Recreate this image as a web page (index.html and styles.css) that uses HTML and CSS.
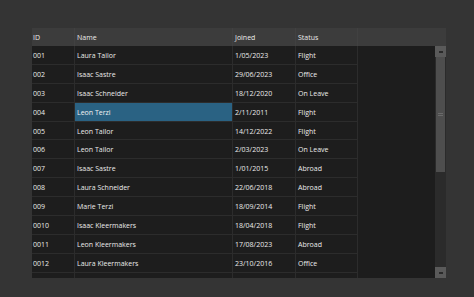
FILE: index.html
```html
<!DOCTYPE html>
<html lang="en">
<head>
  <meta charset="UTF-8">
  <title>Crew Grid</title>
  <link rel="stylesheet" href="styles.css">
</head>
<body>
  <div class="grid">
    <div class="grid-head">
      <div class="cell c-id">ID</div>
      <div class="cell c-name">Name</div>
      <div class="cell c-joined">Joined</div>
      <div class="cell c-status">Status</div>
      <div class="cell c-fill"></div>
    </div>
    <div class="grid-body">
      <div class="rows" id="rows"></div>
      <div class="scrollbar">
        <div class="sb-btn"><span></span></div>
        <div class="sb-track">
          <div class="sb-thumb"><span class="grip"></span></div>
        </div>
        <div class="sb-btn"><span></span></div>
      </div>
    </div>
  </div>

  <script>
    const crew = [
      ["001", "Laura Tailor", "1/05/2023", "Flight"],
      ["002", "Isaac Sastre", "29/06/2023", "Office"],
      ["003", "Isaac Schneider", "18/12/2020", "On Leave"],
      ["004", "Leon Terzi", "2/11/2011", "Flight"],
      ["005", "Leon Tailor", "14/12/2022", "Flight"],
      ["006", "Leon Tailor", "2/03/2023", "On Leave"],
      ["007", "Isaac Sastre", "1/01/2015", "Abroad"],
      ["008", "Laura Schneider", "22/06/2018", "Abroad"],
      ["009", "Marie Terzi", "18/09/2014", "Flight"],
      ["0010", "Isaac Kleermakers", "18/04/2018", "Flight"],
      ["0011", "Leon Kleermakers", "17/08/2023", "Abroad"],
      ["0012", "Laura Kleermakers", "23/10/2016", "Office"],
      ["", "", "", ""]
    ];
    const cols = ["c-id", "c-name", "c-joined", "c-status"];
    const rows = document.getElementById("rows");

    crew.forEach((item, r) => {
      const row = document.createElement("div");
      row.className = "row";
      item.forEach((text, c) => {
        const cell = document.createElement("div");
        cell.className = "cell " + cols[c];
        // the current cell in the reference is the name of row 004
        if (r === 3 && c === 1) cell.classList.add("selected");
        cell.textContent = text;
        row.appendChild(cell);
      });
      rows.appendChild(row);
    });
  </script>
</body>
</html>
```

FILE: styles.css
```css
body {
  margin: 0;
  height: 297px;
  background: #343434;
  font-family: 'Open Sans', 'Noto Sans', sans-serif;
  font-size: 7px;
  color: #ebebeb;
  padding: 28px 0 0 32px;
  box-sizing: border-box;
  overflow: hidden;
}

.grid {
  width: 414px;
  height: 250px;
  display: flex;
  flex-direction: column;
  background: #1d1d1d;
}

.grid-head {
  height: 18px;
  display: flex;
  background: #3c3c3c;
  flex-shrink: 0;
}

.grid-head .cell {
  border-right: 1px solid #414141;
}

.grid-body {
  flex: 1;
  display: flex;
  min-height: 0;
}

.rows {
  flex: 1;
  overflow: hidden;
}

.row {
  height: 18.9px;
  display: flex;
}

.cell {
  box-sizing: border-box;
  padding-left: 1px;
  display: flex;
  align-items: center;
  white-space: nowrap;
  overflow: hidden;
}

.row .cell {
  padding-top: 1px;
  border-right: 1px solid #2c2c2c;
  border-bottom: 1px solid #2c2c2c;
}

.c-id { width: 43px; }
.c-name { width: 158px; padding-left: 2px; }
.c-joined { width: 63px; padding-left: 2px; }
.c-status { width: 62px; padding-left: 2px; }
.c-fill { flex: 1; border-right: none !important; }

.cell.selected {
  background: #2a6283;
  color: #f2f2f2;
}

.scrollbar {
  width: 11px;
  display: flex;
  flex-direction: column;
  background: #2b2b2b;
}

.sb-btn {
  height: 11px;
  background: #5a5a5a;
  display: flex;
  justify-content: center;
  align-items: center;
  flex-shrink: 0;
}

.sb-btn span {
  width: 4px;
  height: 2px;
  background: #2a2a2a;
}

.sb-track {
  flex: 1;
  background: #2b2b2b;
}

.sb-thumb {
  height: 115px;
  margin: 0 1px;
  background: #4e4e4e;
  display: flex;
  justify-content: center;
  align-items: center;
}

.grip {
  width: 5px;
  height: 3px;
  border-top: 1px solid #6a6a6a;
  border-bottom: 1px solid #6a6a6a;
  box-sizing: border-box;
}
```
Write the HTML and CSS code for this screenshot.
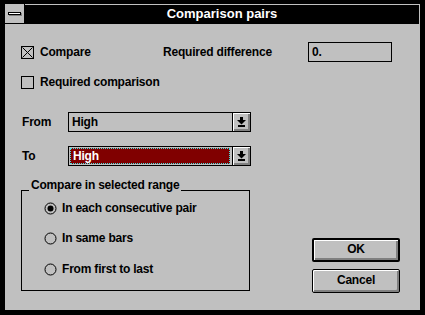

**Set problem**: Leave out the pictures and retype every line above exactly.

**Final result**:
Recreate this image as a web page (index.html and styles.css) that uses HTML and CSS.
FILE: index.html
```html
<!DOCTYPE html>
<html lang="en">
<head>
  <meta charset="UTF-8">
  <title>Crew Grid</title>
  <link rel="stylesheet" href="styles.css">
</head>
<body>
  <div class="grid">
    <div class="grid-head">
      <div class="cell c-id">ID</div>
      <div class="cell c-name">Name</div>
      <div class="cell c-joined">Joined</div>
      <div class="cell c-status">Status</div>
      <div class="cell c-fill"></div>
    </div>
    <div class="grid-body">
      <div class="rows" id="rows"></div>
      <div class="scrollbar">
        <div class="sb-btn"><span></span></div>
        <div class="sb-track">
          <div class="sb-thumb"><span class="grip"></span></div>
        </div>
        <div class="sb-btn"><span></span></div>
      </div>
    </div>
  </div>

  <script>
    const crew = [
      ["001", "Laura Tailor", "1/05/2023", "Flight"],
      ["002", "Isaac Sastre", "29/06/2023", "Office"],
      ["003", "Isaac Schneider", "18/12/2020", "On Leave"],
      ["004", "Leon Terzi", "2/11/2011", "Flight"],
      ["005", "Leon Tailor", "14/12/2022", "Flight"],
      ["006", "Leon Tailor", "2/03/2023", "On Leave"],
      ["007", "Isaac Sastre", "1/01/2015", "Abroad"],
      ["008", "Laura Schneider", "22/06/2018", "Abroad"],
      ["009", "Marie Terzi", "18/09/2014", "Flight"],
      ["0010", "Isaac Kleermakers", "18/04/2018", "Flight"],
      ["0011", "Leon Kleermakers", "17/08/2023", "Abroad"],
      ["0012", "Laura Kleermakers", "23/10/2016", "Office"],
      ["", "", "", ""]
    ];
    const cols = ["c-id", "c-name", "c-joined", "c-status"];
    const rows = document.getElementById("rows");

    crew.forEach((item, r) => {
      const row = document.createElement("div");
      row.className = "row";
      item.forEach((text, c) => {
        const cell = document.createElement("div");
        cell.className = "cell " + cols[c];
        // the current cell in the reference is the name of row 004
        if (r === 3 && c === 1) cell.classList.add("selected");
        cell.textContent = text;
        row.appendChild(cell);
      });
      rows.appendChild(row);
    });
  </script>
</body>
</html>
```

FILE: styles.css
```css
body {
  margin: 0;
  height: 297px;
  background: #343434;
  font-family: 'Open Sans', 'Noto Sans', sans-serif;
  font-size: 7px;
  color: #ebebeb;
  padding: 28px 0 0 32px;
  box-sizing: border-box;
  overflow: hidden;
}

.grid {
  width: 414px;
  height: 250px;
  display: flex;
  flex-direction: column;
  background: #1d1d1d;
}

.grid-head {
  height: 18px;
  display: flex;
  background: #3c3c3c;
  flex-shrink: 0;
}

.grid-head .cell {
  border-right: 1px solid #414141;
}

.grid-body {
  flex: 1;
  display: flex;
  min-height: 0;
}

.rows {
  flex: 1;
  overflow: hidden;
}

.row {
  height: 18.9px;
  display: flex;
}

.cell {
  box-sizing: border-box;
  padding-left: 1px;
  display: flex;
  align-items: center;
  white-space: nowrap;
  overflow: hidden;
}

.row .cell {
  padding-top: 1px;
  border-right: 1px solid #2c2c2c;
  border-bottom: 1px solid #2c2c2c;
}

.c-id { width: 43px; }
.c-name { width: 158px; padding-left: 2px; }
.c-joined { width: 63px; padding-left: 2px; }
.c-status { width: 62px; padding-left: 2px; }
.c-fill { flex: 1; border-right: none !important; }

.cell.selected {
  background: #2a6283;
  color: #f2f2f2;
}

.scrollbar {
  width: 11px;
  display: flex;
  flex-direction: column;
  background: #2b2b2b;
}

.sb-btn {
  height: 11px;
  background: #5a5a5a;
  display: flex;
  justify-content: center;
  align-items: center;
  flex-shrink: 0;
}

.sb-btn span {
  width: 4px;
  height: 2px;
  background: #2a2a2a;
}

.sb-track {
  flex: 1;
  background: #2b2b2b;
}

.sb-thumb {
  height: 115px;
  margin: 0 1px;
  background: #4e4e4e;
  display: flex;
  justify-content: center;
  align-items: center;
}

.grip {
  width: 5px;
  height: 3px;
  border-top: 1px solid #6a6a6a;
  border-bottom: 1px solid #6a6a6a;
  box-sizing: border-box;
}
```
Write the HTML and CSS code for this screenshot.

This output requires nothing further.